S'pore pushes regional investment strategy

SINGAPORE (AFP): Singapore yesterday outlined plans to pursue an aggressive regional investment program as part of a strategy to underpin its status as an Asian economic power and join the "first league" of developed nations by 2000.

The city-state of three million people, officially classified as a developed country this month, maintained its ranking as the fifth biggest investor in China last year, and was second in Thailand and Burma, officials said.

According to figures released by the Economic Development Board (EDB), the agency overseeing the "regionalization" thrust, approved Singapore investments in China totaled US$1.6 billion in the six months to June 1995.

Singapore was the eighth largest investor in India, with $80 million for the same period, the EDB said, and was number six in Vietnam and Indonesia.

"All this points to one thing: we continue to maintain our momentum in regional investment," Chua Taik Him, director of international business development at the EDB, told a news conference.

The drive is focused on five "flagship projects" led by the Suzhou Industrial Park near Shanghai, which has drawn 45 international companies with $1.4 billion in investment, the EDB said.

In such projects, Singapore teams up with host-country firms and multinationals to set up industrial zones with their own power and sewage systems and reliable access to ports and airports.

One park is flourishing in Indonesia's Batam island, with 81 tenants employing 42,000 employees and a combined industrial output of $900 million. Singapore is also putting money into a major resort in another Indonesian island, Bintan.

An information-technology park was launched in Bangalore, India last September, while the 500-hectare (1,200-acre) Vietnam- Singapore Industrial Park near Ho Chi Minh city Costing $200 million, is to be launched soon.

According to a national strategy dubbed "Singapore 2000," the island "intends to join the first league of developed nations by the turn of the century," an EDB statement said.

This new goal was set after Singapore, which now has a per- capita gross domestic product of $24,000, reached its goal of crashing into the developed nations' club three years ahead of the target year 1999.

Tax incentives

The EDB said it was poised for more co-investments with multinationals in the region this year, while continuing to nurture outward-bound local firms with tax incentives, capital infusions and investment guarantees.

As part of the effort, the first Overseas Enterprise Incentive awards were given yesterday to two local firms which have established a strong regional presence --- Asia Pacific Breweries Ltd. and Broadway Enterprises Pte. Ltd.

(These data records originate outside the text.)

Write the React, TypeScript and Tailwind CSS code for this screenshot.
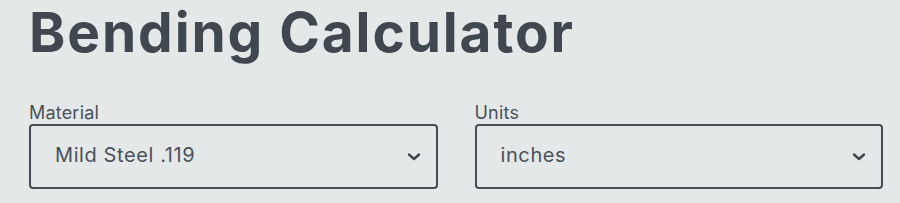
const font = { fontFamily: 'Inter, "Open Sans", sans-serif' };

function Chevron() {
  return (
    <svg width="14" height="8" viewBox="0 0 14 8" className="text-[#3f464d]">
      <polyline points="2,1.5 7,6 12,1.5" fill="none" stroke="currentColor" strokeWidth="2.4" strokeLinecap="round" strokeLinejoin="round" />
    </svg>
  );
}

function SelectField({ label, value }: { label: string; value: string }) {
  return (
    <div className="flex flex-col">
      <label className="text-[18px] leading-[22px] tracking-[0.2px] text-[#4a5158]">{label}</label>
      <div className="flex h-[65px] items-center justify-between rounded-[4px] border-2 border-[#464d54] pl-[24px] pr-[15px]">
        <span className="pb-[3px] text-[20px] tracking-[0.6px] text-[#4a5158]">{value}</span>
        <Chevron />
      </div>
    </div>
  );
}

export default function App() {
  return (
    <div className="min-h-[203px] bg-[#e5e8e8] pl-[29px] pr-[17px]" style={font}>
      <h1 className="pt-[1px] text-[55px] font-bold leading-[62px] tracking-[1.9px] text-[#40474f]">
        Bending Calculator
      </h1>
      <div className="mt-[39px] grid grid-cols-2 gap-[37px]">
        <SelectField label="Material" value="Mild Steel .119" />
        <SelectField label="Units" value="inches" />
      </div>
    </div>
  );
}
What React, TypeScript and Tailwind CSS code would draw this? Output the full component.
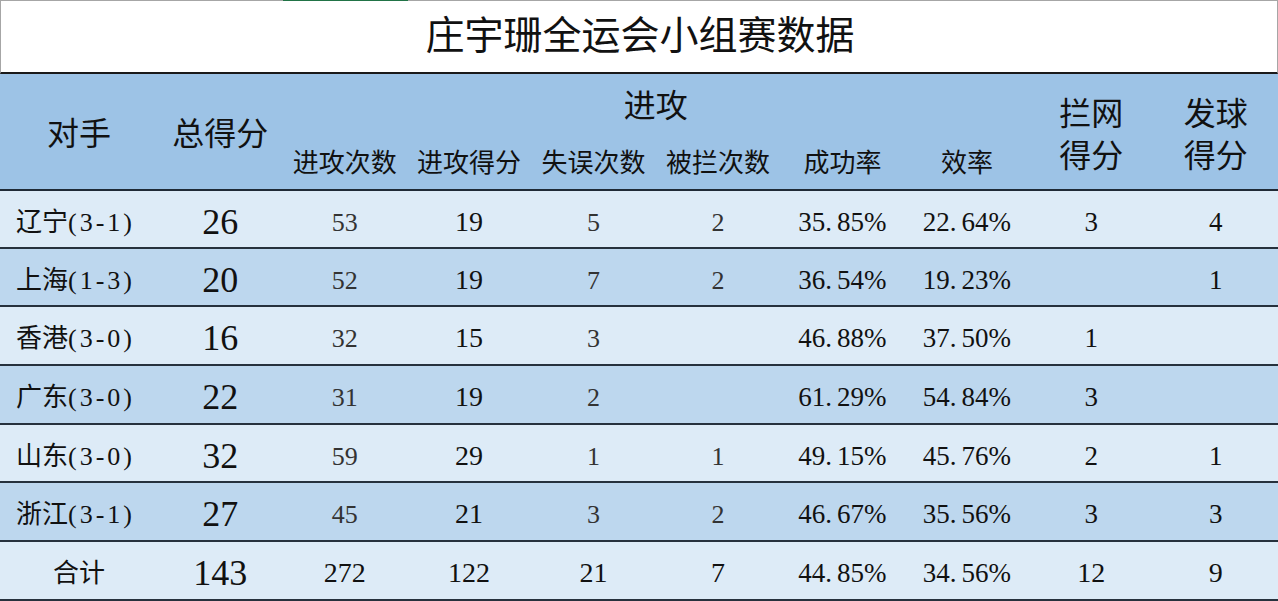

The brewery, maker of Tiger beer, and Broadway, a packaging company, were given tax exemptions on income remitted to Singapore, giving them more funds to invest in upgrading and further investments.

"The growth of these enterprises will be driven by external markets and opportunities, especially in the region, and result in spin-offs to the Singapore economy," an EDB statement said.

Chua said the regionalization efforts of local companies were growing in tandem with domestic investments, allaying earlier fears that the outflow of capital would result in a "hollowing out" of the local economy.

Singapore, whose backbone domestic industry is electronics, is striving to further raise the skills of its tight and highly paid labor pool to shift to higher value-added industries amid intensifying competition from low-cost neighbors.